WHAT IS EXPECTED
Without the pictures, print the lines running from the beginning of the material to the line containing "0H9l4 4v10.5a1.5 1.5", both ends included.
========
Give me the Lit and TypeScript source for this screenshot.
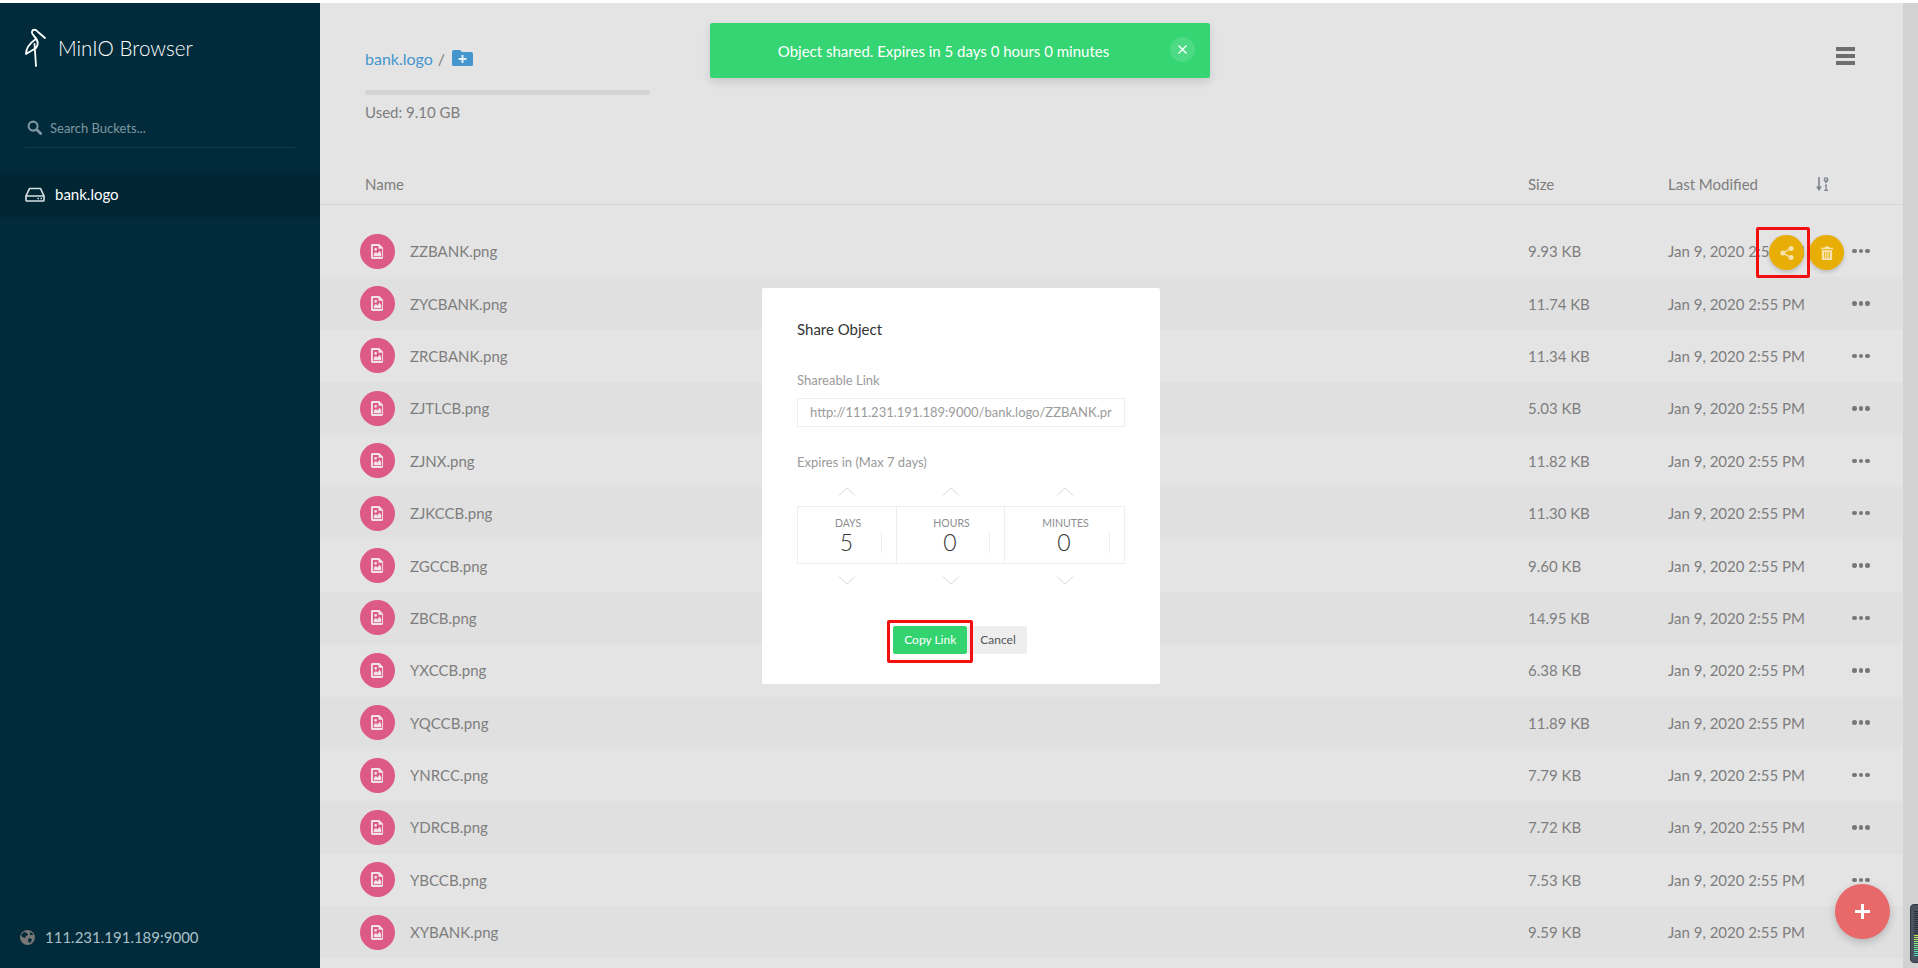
import { LitElement, css, html, svg } from "lit";
import { customElement } from "lit/decorators.js";

const FILES: [string, string][] = [
	["ZZBANK.png", "9.93 KB"],
	["ZYCBANK.png", "11.74 KB"],
	["ZRCBANK.png", "11.34 KB"],
	["ZJTLCB.png", "5.03 KB"],
	["ZJNX.png", "11.82 KB"],
	["ZJKCCB.png", "11.30 KB"],
	["ZGCCB.png", "9.60 KB"],
	["ZBCB.png", "14.95 KB"],
	["YXCCB.png", "6.38 KB"],
	["YQCCB.png", "11.89 KB"],
	["YNRCC.png", "7.79 KB"],
	["YDRCB.png", "7.72 KB"],
	["YBCCB.png", "7.53 KB"],
	["XYBANK.png", "9.59 KB"],
];

const fileIcon = svg`<svg class="file-icon" viewBox="0 0 14 16"><path fill="#f3e3e9" fill-rule="evenodd" d="M1.5 0H9l4 4v10.5a1.5 1.5 0 0 1-1.5 1.5h-10A1.5 1.5 0 0 1 0 14.5v-13A1.5 1.5 0 0 1 1.5 0zM2 2v12h10V5H8V2zM3 13v-2.5l2.2-2 2 1.6 2-3.1 1.8 3V13zM5 4.2a1.5 1.5 0 1 1 0 3 1.5 1.5 0 0 1 0-3z"/></svg>`;

const chevron = (up: boolean) =>
	svg`<svg class="chevron" viewBox="0 0 18 9"><path fill="none" stroke="#dcdcdc" stroke-width="1" d=${up ? "M1 8.5L9 1l8 7.5" : "M1 .5L9 8l8-7.5"}/></svg>`;

@customElement("app-root")
export class AppRoot extends LitElement {
	static override styles = css`
		:host {
			display: block;
			position: relative;
			height: 968px;
			overflow: hidden;
			background: #fff;
			font-family: Lato, "Open Sans", sans-serif;
			font-size: 15px;
			color: #7e7e7e;
		}
		.page {
			display: flex;
			height: 965px;
			margin-top: 3px;
		}

		/* sidebar */
		.sidebar {
			width: 320px;
			flex: none;
			display: flex;
			flex-direction: column;
			background: #012b3a;
		}
		.brand {
			display: flex;
			align-items: center;
			gap: 12px;
			height: 40px;
			margin: 25px 0 0 25px;
			color: #fff;
			font-size: 20.6px;
			font-weight: 300;
		}
		.brand svg {
			width: 21px;
			height: 40px;
		}
		.search {
			display: flex;
			align-items: center;
			gap: 8px;
			height: 39px;
			margin: 40px 25px 0;
			padding-left: 2px;
			border-bottom: 1px solid #123c4b;
			color: #7f98a1;
			font-size: 13px;
		}
		.search svg {
			width: 15px;
			height: 15px;
		}
		.bucket {
			display: flex;
			align-items: center;
			gap: 10px;
			height: 44px;
			margin-top: 25px;
			padding: 0 0 2px 25px;
			box-sizing: border-box;
			background: #002634;
			color: #fff;
			font-size: 15px;
		}
		.bucket svg {
			width: 20px;
			height: 15px;
		}
		.host {
			display: flex;
			align-items: center;
			gap: 10px;
			margin: auto 0 22px 20px;
			color: #a9c0c9;
			font-size: 15px;
		}
		.host svg {
			width: 15px;
			height: 15px;
		}

		/* main column */
		.main {
			flex: 1;
			min-width: 0;
			background: #e4e4e4;
		}
		.scrollbar {
			width: 15px;
			flex: none;
			background: #d2d2d2;
		}
		.top {
			display: flex;
			justify-content: space-between;
			height: 145px;
			padding: 0 48px 0 45px;
		}
		.path {
			display: flex;
			align-items: center;
			gap: 5px;
			height: 24px;
			margin-top: 43px;
			font-size: 16px;
			color: #4696ce;
		}
		.path span {
			color: #7e7e7e;
		}
		.path svg {
			width: 21px;
			height: 16px;
			margin-left: 2px;
		}
		.usage-bar {
			width: 285px;
			height: 5px;
			margin-top: 20px;
			border-radius: 2px;
			background: #d4d4d4;
		}
		.usage-text {
			margin-top: 8px;
			font-size: 15px;
		}
		.burger {
			display: flex;
			flex-direction: column;
			gap: 3px;
			margin-top: 44px;
		}
		.burger i {
			display: block;
			width: 19px;
			height: 4px;
			background: #6e6e6e;
		}
		.cols,
		.row {
			display: grid;
			grid-template-columns: 1168px 140px 184px 1fr;
			align-items: center;
		}
		.cols {
			height: 57px;
			padding: 15px 0 0 45px;
			box-sizing: border-box;
			grid-template-columns: 1163px 140px 148px 1fr;
			border-bottom: 1px solid #d6d6d6;
		}
		.cols svg {
			width: 13px;
			height: 14px;
		}
		.list {
			padding-top: 20px;
		}
		.row {
			height: 52.4px;
			padding-left: 40px;
		}
		.row:nth-child(even) {
			background: #e0e0e0;
		}
		.name {
			display: flex;
			align-items: center;
			gap: 15px;
		}
		.avatar {
			width: 35px;
			height: 35px;
			border-radius: 50%;
			background: #dc5a85;
			display: flex;
			align-items: center;
			justify-content: center;
		}
		.file-icon {
			width: 13px;
			height: 15px;
		}
		.dots {
			display: flex;
			gap: 2px;
		}
		.dots i {
			display: block;
			width: 4.5px;
			height: 4.5px;
			border-radius: 50%;
			background: #777;
		}

		/* things lying over the page */
		.actions {
			position: absolute;
			top: 235px;
			left: 1769px;
			display: flex;
			gap: 5px;
		}
		.actions span {
			width: 35px;
			height: 35px;
			border-radius: 50%;
			background: #e8ae06;
			box-shadow: 0 2px 4px rgba(0, 0, 0, 0.18);
			display: flex;
			align-items: center;
			justify-content: center;
		}
		.actions svg {
			width: 14px;
			height: 14px;
		}
		.toast {
			position: absolute;
			left: 710px;
			top: 23px;
			width: 500px;
			height: 55px;
			box-sizing: border-box;
			padding-right: 33px;
			display: flex;
			align-items: center;
			justify-content: center;
			border-radius: 2px;
			background: #35d574;
			box-shadow: 0 4px 8px rgba(0, 0, 0, 0.12);
			color: #fff;
			font-size: 15px;
		}
		.toast b {
			position: absolute;
			right: 15px;
			top: 14px;
			width: 25px;
			height: 25px;
			border-radius: 50%;
			background: #4cda84;
			display: flex;
			align-items: center;
			justify-content: center;
		}
		.toast svg {
			width: 9px;
			height: 9px;
		}
		.modal {
			position: absolute;
			left: 762px;
			top: 288px;
			width: 398px;
			height: 396px;
			box-sizing: border-box;
			padding: 32px 35px 0;
			border-radius: 2px;
			background: #fff;
			font-size: 13px;
			color: #9a9a9a;
		}
		.modal h4 {
			margin: 0;
			height: 18px;
			line-height: 18px;
			font-size: 15px;
			font-weight: 400;
			color: #333;
		}
		.label {
			margin-top: 34px;
			line-height: 16px;
		}
		.link {
			height: 29px;
			margin-top: 10px;
			box-sizing: border-box;
			padding: 0 12px;
			border: 1px solid #eee;
			line-height: 27px;
			font-size: 13px;
			white-space: nowrap;
		}
		.link + .label {
			margin-top: 27px;
		}
		.picker {
			display: grid;
			grid-template-columns: 100px 108px 120px;
			margin-top: 17px;
		}
		.chevron {
			display: block;
			width: 18px;
			height: 9px;
			margin: 0 auto;
		}
		.cell {
			height: 58px;
			margin: 10px 0 12px;
			box-sizing: border-box;
			border: 1px solid #eee;
			border-left-width: 0;
			text-align: center;
			position: relative;
		}
		.picker > div:first-child .cell {
			border-left-width: 1px;
		}
		.cell small {
			display: block;
			margin-top: 10px;
			padding-left: 2px;
			line-height: 13px;
			font-size: 10.5px;
			color: #8e8e8e;
		}
		.cell strong {
			display: block;
			padding-right: 1px;
			line-height: 24px;
			font-size: 23px;
			font-weight: 300;
			color: #333;
		}
		.cell::after {
			content: "";
			position: absolute;
			right: 14px;
			top: 25px;
			height: 21px;
			border-right: 1px solid #eee;
		}
		.buttons {
			display: flex;
			justify-content: center;
			margin: 41px 0 0 -2px;
		}
		.buttons span {
			height: 28px;
			line-height: 28px;
			padding: 0 11px;
			font-size: 12px;
			border-radius: 2px;
		}
		.buttons .cancel {
			padding-left: 13px;
		}
		.copy {
			background: #33d46f;
			color: #fff;
		}
		.cancel {
			background: #eee;
			color: #545454;
		}
		.mark {
			position: absolute;
			box-sizing: border-box;
			border: 3px solid #f40f0f;
			border-radius: 2px;
		}
		.mark.share {
			left: 1756px;
			top: 227px;
			width: 54px;
			height: 51px;
		}
		.mark.copy-mark {
			left: 887px;
			top: 620px;
			width: 86px;
			height: 43px;
		}
		.fab {
			position: absolute;
			left: 1835px;
			top: 884px;
			width: 55px;
			height: 55px;
			border-radius: 50%;
			background: #e9686a;
			box-shadow: 0 3px 8px rgba(0, 0, 0, 0.2);
			display: flex;
			align-items: center;
			justify-content: center;
		}
		.fab svg {
			width: 15px;
			height: 15px;
		}
		.widget {
			position: absolute;
			left: 1910px;
			top: 904px;
			width: 12px;
			height: 59px;
			box-sizing: border-box;
			padding: 5px 0 6px 3px;
			border: 1px solid #343a44;
			border-radius: 4px;
			background: #4a525e;
		}
		.widget i {
			display: block;
			height: 100%;
			background:
				repeating-linear-gradient(#4a525e 0 1px, transparent 1px 2px),
				linear-gradient(#2c313a 0 52%, #d8e84a 52%, #7de88a 76%, #3fd8c8 100%);
		}
	`;

	override render() {
		return html`
			<div class="page">
				<aside class="sidebar">
					<div class="brand">
						<svg viewBox="0 0 21 40">
							<path
								fill="none"
								stroke="#fff"
								stroke-width="1.8"
								stroke-linecap="round"
								stroke-linejoin="round"
								d="M8 2c3-1 4 1 5 2l7 6M8 2c-2 2-1 4 1 6 4 4 5 8 2 12L1 26c0-5 4-11 10-15M9.5 16l1.5 22"
							/>
						</svg>
						MinIO Browser
					</div>
					<div class="search">
						<svg viewBox="0 0 16 16">
							<circle
								cx="6.5"
								cy="6.5"
								r="4.8"
								fill="none"
								stroke="#7f98a1"
								stroke-width="2.2"
							/>
							<path stroke="#7f98a1" stroke-width="3" stroke-linecap="round" d="M10.5 10.5L14.5 14.5" />
						</svg>
						Search Buckets...
					</div>
					<div class="bucket">
						<svg viewBox="0 0 20 15">
							<path
								fill="none"
								stroke="#d5e0e4"
								stroke-width="1.7"
								stroke-linejoin="round"
								d="M1 9l3.5-7.5h11L19 9v4a1 1 0 0 1-1 1H2a1 1 0 0 1-1-1zM1 9h18"
							/>
							<path stroke="#d5e0e4" stroke-width="1.5" d="M12.5 11.500h1.500M15.500 11.500h1.500" />
						</svg>
						bank.logo
					</div>
					<div class="host">
						<svg viewBox="0 0 15 15">
							<circle cx="7.5" cy="7.5" r="7.5" fill="#777" />
							<path fill="#012b3a" d="M4 2l3 1 1 2-2 1-1 2-3-1-1-2zM9 8l3 1-1 3-2 1-1-3zM10 2l3 2 0 1-3 0z" />
						</svg>
						111.231.191.189:9000
					</div>
				</aside>
				<main class="main">
					<div class="top">
						<div>
							<div class="path">
								bank.logo <span>/</span>
								<svg viewBox="0 0 21 16">
									<path fill="#4696ce" d="M0 2a2 2 0 0 1 2-2h6l2 2h9a2 2 0 0 1 2 2v10.500a1.500 1.500 0 0 1-1.500 1.500h-18A1.500 1.500 0 0 1 0 14.500z" />
									<path stroke="#e4eef6" stroke-width="2" d="M10.500 5v8M6.500 9h8" />
								</svg>
							</div>
							<div class="usage-bar"></div>
							<div class="usage-text">Used: 9.10 GB</div>
						</div>
						<div class="burger"><i></i><i></i><i></i></div>
					</div>
					<div class="cols">
						<span>Name</span>
						<span>Size</span>
						<span>Last Modified</span>
						<svg viewBox="0 0 13 14">
							<path stroke="#7d838a" stroke-width="1.6" d="M3 0v12" />
							<path fill="#7d838a" d="M0 9.500h6L3 14z" />
							<circle cx="10" cy="2.500" r="1.700" fill="none" stroke="#7d838a" stroke-width="1.300" />
							<path fill="none" stroke="#7d838a" stroke-width="1.300" d="M11.500 2.500c0 1.500-.8 2.600-2.500 3.200" />
							<path fill="none" stroke="#7d838a" stroke-width="1.300" d="M8.800 8.500l1.300-.6V13M8.200 13.300h3.800" />
						</svg>
					</div>
					<div class="list">
						${FILES.map(
							([name, size]) => html`
								<div class="row">
									<div class="name">
										<span class="avatar">${fileIcon}</span>
										${name}
									</div>
									<div>${size}</div>
									<div>Jan 9, 2020 2:55 PM</div>
									<div class="dots"><i></i><i></i><i></i></div>
								</div>
							`,
						)}
					</div>
				</main>
				<div class="scrollbar"></div>
			</div>

			<div class="actions">
				<span>
					<svg viewBox="0 0 14 14">
						<path fill="none" stroke="#f7e3ad" stroke-width="1.4" d="M10.500 2.500L3 7l7.500 4.500" />
						<circle cx="11" cy="2.600" r="2.500" fill="#f7e3ad" />
						<circle cx="2.800" cy="7" r="2.500" fill="#f7e3ad" />
						<circle cx="11" cy="11.400" r="2.500" fill="#f7e3ad" />
					</svg>
				</span>
				<span>
					<svg viewBox="0 0 15 15">
						<path
							fill="#f7e3ad"
							fill-rule="evenodd"
							d="M1 2h3.800l.7-1.500h4l.7 1.500H14v1.500H1zM2 4.500h11V14a1 1 0 0 1-1 1H3a1 1 0 0 1-1-1zM4.500 6.500v6.500h1V6.500zM7 6.500v6.500h1V6.500zM9.500 6.500v6.500h1V6.500z"
						/>
					</svg>
				</span>
			</div>

			<div class="toast">
				Object shared. Expires in 5 days 0 hours 0 minutes
				<b>
					<svg viewBox="0 0 9 9">
						<path stroke="#fff" stroke-width="1.3" d="M.5.5l8 8M8.500.5l-8 8" />
					</svg>
				</b>
			</div>

			<div class="modal">
				<h4>Share Object</h4>
				<div class="label">Shareable Link</div>
				<div class="link">http://111.231.191.189:9000/bank.logo/ZZBANK.pr</div>
				<div class="label">Expires in (Max 7 days)</div>
				<div class="picker">
					${[
						["DAYS", "5"],
						["HOURS", "0"],
						["MINUTES", "0"],
					].map(
						([label, value]) => html`
							<div>
								${chevron(true)}
								<div class="cell">
									<small>${label}</small>
									<strong>${value}</strong>
								</div>
								${chevron(false)}
							</div>
						`,
					)}
				</div>
				<div class="buttons">
					<span class="copy">Copy Link</span>
					<span class="cancel">Cancel</span>
				</div>
			</div>

			<div class="mark share"></div>
			<div class="mark copy-mark"></div>

			<div class="fab">
				<svg viewBox="0 0 15 15">
					<path stroke="#fff" stroke-width="3" d="M7.500 0v15M0 7.500h15" />
				</svg>
			</div>
			<div class="widget"><i></i></div>
		`;
	}
}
========
ANSWER BELOW
Give me the Lit and TypeScript source for this screenshot.
import { LitElement, css, html, svg } from "lit";
import { customElement } from "lit/decorators.js";

const FILES: [string, string][] = [
	["ZZBANK.png", "9.93 KB"],
	["ZYCBANK.png", "11.74 KB"],
	["ZRCBANK.png", "11.34 KB"],
	["ZJTLCB.png", "5.03 KB"],
	["ZJNX.png", "11.82 KB"],
	["ZJKCCB.png", "11.30 KB"],
	["ZGCCB.png", "9.60 KB"],
	["ZBCB.png", "14.95 KB"],
	["YXCCB.png", "6.38 KB"],
	["YQCCB.png", "11.89 KB"],
	["YNRCC.png", "7.79 KB"],
	["YDRCB.png", "7.72 KB"],
	["YBCCB.png", "7.53 KB"],
	["XYBANK.png", "9.59 KB"],
];

const fileIcon = svg`<svg class="file-icon" viewBox="0 0 14 16"><path fill="#f3e3e9" fill-rule="evenodd" d="M1.5 0H9l4 4v10.5a1.5 1.5 0 0 1-1.5 1.5h-10A1.5 1.5 0 0 1 0 14.5v-13A1.5 1.5 0 0 1 1.5 0zM2 2v12h10V5H8V2zM3 13v-2.5l2.2-2 2 1.6 2-3.1 1.8 3V13zM5 4.2a1.5 1.5 0 1 1 0 3 1.5 1.5 0 0 1 0-3z"/></svg>`;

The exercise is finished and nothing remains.